Argh! I’m so angry!

Frustration, anger, feeling unheard, feeling being left out

Denise Tham
3 min readDec 2, 2020
Noise or signal?

A few reflections of my recently angry moment. That was not new, in fact, this is very familiar. However, this is the first time I am writing it down.

All tiny details were amplified as being there to annoy me.

My ego told me this was unfair and this was personal, an attack on my entire being.

Each comment was targeted to pierce my intelligence, aimed to reveal my brain was a piece of tofu, of no usage.

Each explanation became an excuse to kick me off the playing field.

Every sentence was meant to dismiss my previous comment.

“You can remove yourself from the scene now. I can handle it from here.” A simple request such as that was immediately translated to:

“Please get out.” “We have no place for you here.”

I perceived it as a dismissal of my capabilities. A confirmation of I was useless.

🔵 What I did at that moment…

Do a body scan

The body scan method is one of the ways to detect those emotions is present. I sensed that my mind was tired and busy at the same time. I could feel my jaws were tight and I frown. My throat was tight near my tongue. My breath was short and forced. I pushed my out-breath hard as if to rid of myself. I began to feel my feet, my heels were heavy.

Being clear about my role

I wanted to “win this” as if I am a solo warrior.

In a team, each person has a role. Be clear about it. I softened my pride. I begin to accept my responsibilities. Accept who make the final decision while all suggestions are welcomed. It was more supportive to know who the “head chef” was then collaborating with the team. I turned the goal from “win the war” into “make it work for the team”.

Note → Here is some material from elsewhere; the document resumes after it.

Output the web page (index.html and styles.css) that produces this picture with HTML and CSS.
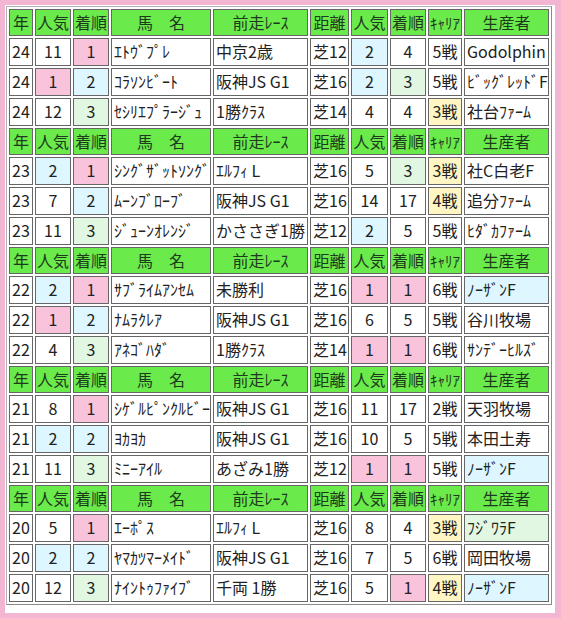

Physically removing oneself away from the stress

I wanted to yell, a lot. I did not.

Separating the stress from the stressor can be a major help. The stressor is the person who creates the perceived stress. The stress is the action/decision/event/consequence from the event. If possible, leave the scene. I removed myself from a visual clutter when entering a room filled with things in a mess. I leave the room when w clear decision that I wish to handle it later or I decide not to take it upon myself.

Did those 3 things turn the anger into sunshine and rainbow in my head? ABSOLUTELY NOT. My volcano was still spewing lava, a hazardous eruption was about to hurt someone around me.

I started writing this. Be with it, just write.

Then what?

🔆 What I can do more to experiment

Make suggestions, slow down & listen

I want to easily suggest a few ideas and wait for the responses, the objection, the agreement then ask questions to understand better. Slow down.

Instead of telling myself unsupportive statement (“That is a BS reason.”), ask the underlying reason for an execution choice. Sometimes it could just be as simple as, “I know one way to do it.”, a lack of time to research or knowing the possible options.

Distance oneself from the decision

Pull myself away and look at the event from a bird’s eyes view. That distance helps to de-personalise the event, let oneself feel. This helps to see it from a different perspective with a curious mind.

It is so darn difficult to keep a cool head. It is difficult to avoid being overwhelmed. Then I remember, each day is a new day, a work in progress. Then I am hopeful again, a little more than a moment ago.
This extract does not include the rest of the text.